**WHAT YOU ARE ASKED TO DO:** Retype the records below word for word and omit any image.

[Pages as source code]
-------------------------
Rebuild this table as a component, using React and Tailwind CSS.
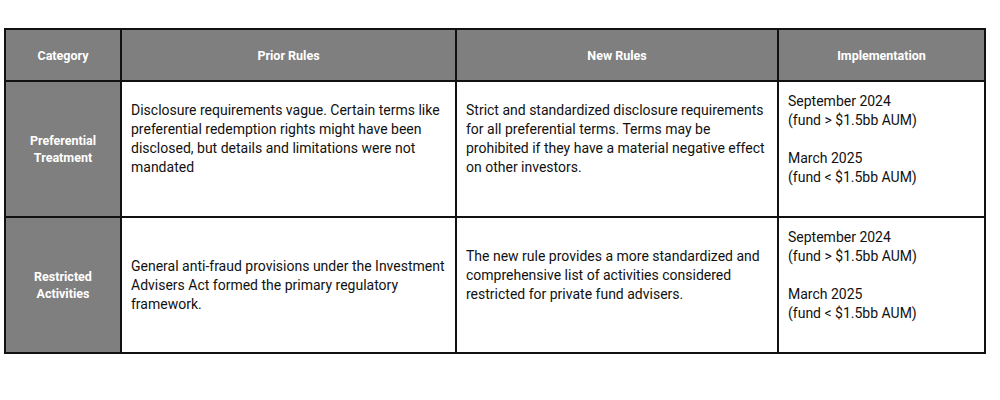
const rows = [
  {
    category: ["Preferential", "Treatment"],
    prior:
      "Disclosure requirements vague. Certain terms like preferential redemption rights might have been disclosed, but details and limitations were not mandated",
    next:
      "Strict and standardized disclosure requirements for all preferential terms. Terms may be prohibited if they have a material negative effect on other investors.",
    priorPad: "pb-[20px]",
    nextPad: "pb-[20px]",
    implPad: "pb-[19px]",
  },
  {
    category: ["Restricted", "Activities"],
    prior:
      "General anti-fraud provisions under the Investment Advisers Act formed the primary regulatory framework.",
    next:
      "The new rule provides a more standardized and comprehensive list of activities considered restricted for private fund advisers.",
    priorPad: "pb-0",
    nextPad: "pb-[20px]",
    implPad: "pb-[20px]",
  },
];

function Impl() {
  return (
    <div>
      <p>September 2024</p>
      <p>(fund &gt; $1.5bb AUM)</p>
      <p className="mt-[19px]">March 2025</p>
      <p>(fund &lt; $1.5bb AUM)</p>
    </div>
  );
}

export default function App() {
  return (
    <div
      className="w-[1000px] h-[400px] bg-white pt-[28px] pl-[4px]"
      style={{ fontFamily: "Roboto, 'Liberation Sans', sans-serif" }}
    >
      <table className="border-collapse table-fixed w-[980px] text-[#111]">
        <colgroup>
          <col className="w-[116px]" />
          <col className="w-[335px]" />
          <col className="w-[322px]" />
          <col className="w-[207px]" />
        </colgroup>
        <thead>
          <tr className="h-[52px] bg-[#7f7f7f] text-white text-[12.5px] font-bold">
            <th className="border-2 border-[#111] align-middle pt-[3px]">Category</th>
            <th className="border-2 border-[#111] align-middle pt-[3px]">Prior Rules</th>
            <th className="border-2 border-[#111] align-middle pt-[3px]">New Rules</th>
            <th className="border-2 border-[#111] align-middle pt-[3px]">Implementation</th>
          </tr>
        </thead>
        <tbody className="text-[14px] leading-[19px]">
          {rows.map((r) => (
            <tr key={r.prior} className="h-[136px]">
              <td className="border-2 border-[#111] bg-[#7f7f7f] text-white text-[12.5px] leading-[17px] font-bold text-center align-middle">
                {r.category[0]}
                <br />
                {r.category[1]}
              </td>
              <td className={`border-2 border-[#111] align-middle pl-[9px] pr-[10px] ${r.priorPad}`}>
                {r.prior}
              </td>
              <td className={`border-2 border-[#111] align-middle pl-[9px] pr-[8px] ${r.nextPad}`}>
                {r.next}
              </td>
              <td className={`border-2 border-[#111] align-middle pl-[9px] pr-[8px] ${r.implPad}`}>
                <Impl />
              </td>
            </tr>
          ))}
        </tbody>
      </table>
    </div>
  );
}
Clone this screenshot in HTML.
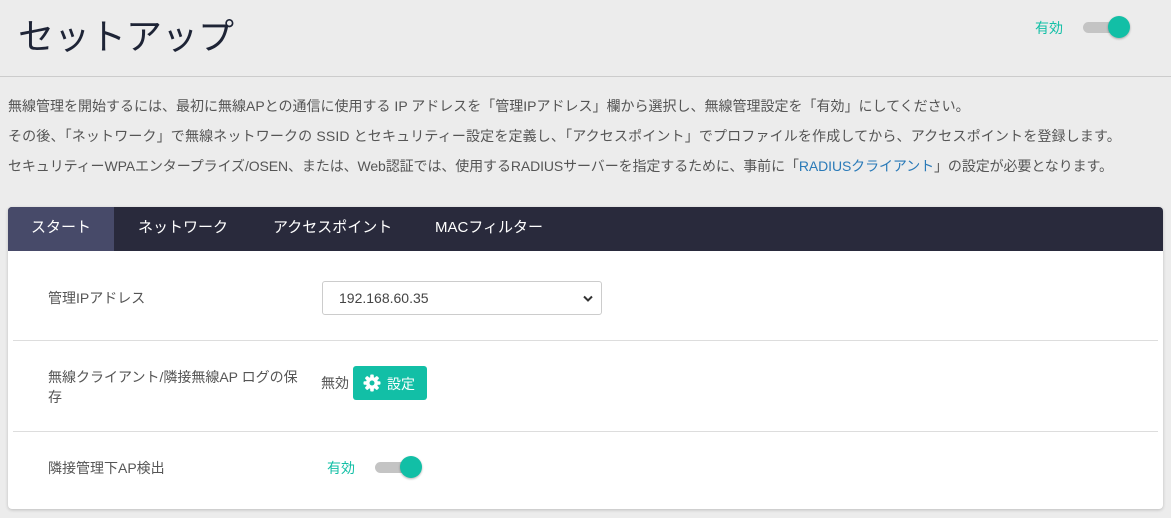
-------------------------
**FINAL ANSWER:**
Rebuild this table as a component, using React and Tailwind CSS.
const rows = [
  {
    category: ["Preferential", "Treatment"],
    prior:
      "Disclosure requirements vague. Certain terms like preferential redemption rights might have been disclosed, but details and limitations were not mandated",
    next:
      "Strict and standardized disclosure requirements for all preferential terms. Terms may be prohibited if they have a material negative effect on other investors.",
    priorPad: "pb-[20px]",
    nextPad: "pb-[20px]",
    implPad: "pb-[19px]",
  },
  {
    category: ["Restricted", "Activities"],
    prior:
      "General anti-fraud provisions under the Investment Advisers Act formed the primary regulatory framework.",
    next:
      "The new rule provides a more standardized and comprehensive list of activities considered restricted for private fund advisers.",
    priorPad: "pb-0",
    nextPad: "pb-[20px]",
    implPad: "pb-[20px]",
  },
];

function Impl() {
  return (
    <div>
      <p>September 2024</p>
      <p>(fund &gt; $1.5bb AUM)</p>
      <p className="mt-[19px]">March 2025</p>
      <p>(fund &lt; $1.5bb AUM)</p>
    </div>
  );
}

export default function App() {
  return (
    <div
      className="w-[1000px] h-[400px] bg-white pt-[28px] pl-[4px]"
      style={{ fontFamily: "Roboto, 'Liberation Sans', sans-serif" }}
    >
      <table className="border-collapse table-fixed w-[980px] text-[#111]">
        <colgroup>
          <col className="w-[116px]" />
          <col className="w-[335px]" />
          <col className="w-[322px]" />
          <col className="w-[207px]" />
        </colgroup>
        <thead>
          <tr className="h-[52px] bg-[#7f7f7f] text-white text-[12.5px] font-bold">
            <th className="border-2 border-[#111] align-middle pt-[3px]">Category</th>
            <th className="border-2 border-[#111] align-middle pt-[3px]">Prior Rules</th>
            <th className="border-2 border-[#111] align-middle pt-[3px]">New Rules</th>
            <th className="border-2 border-[#111] align-middle pt-[3px]">Implementation</th>
          </tr>
        </thead>
        <tbody className="text-[14px] leading-[19px]">
          {rows.map((r) => (
            <tr key={r.prior} className="h-[136px]">
              <td className="border-2 border-[#111] bg-[#7f7f7f] text-white text-[12.5px] leading-[17px] font-bold text-center align-middle">
                {r.category[0]}
                <br />
                {r.category[1]}
              </td>
              <td className={`border-2 border-[#111] align-middle pl-[9px] pr-[10px] ${r.priorPad}`}>
                {r.prior}
              </td>
              <td className={`border-2 border-[#111] align-middle pl-[9px] pr-[8px] ${r.nextPad}`}>
                {r.next}
              </td>
              <td className={`border-2 border-[#111] align-middle pl-[9px] pr-[8px] ${r.implPad}`}>
                <Impl />
              </td>
            </tr>
          ))}
        </tbody>
      </table>
    </div>
  );
}
Clone this screenshot in HTML.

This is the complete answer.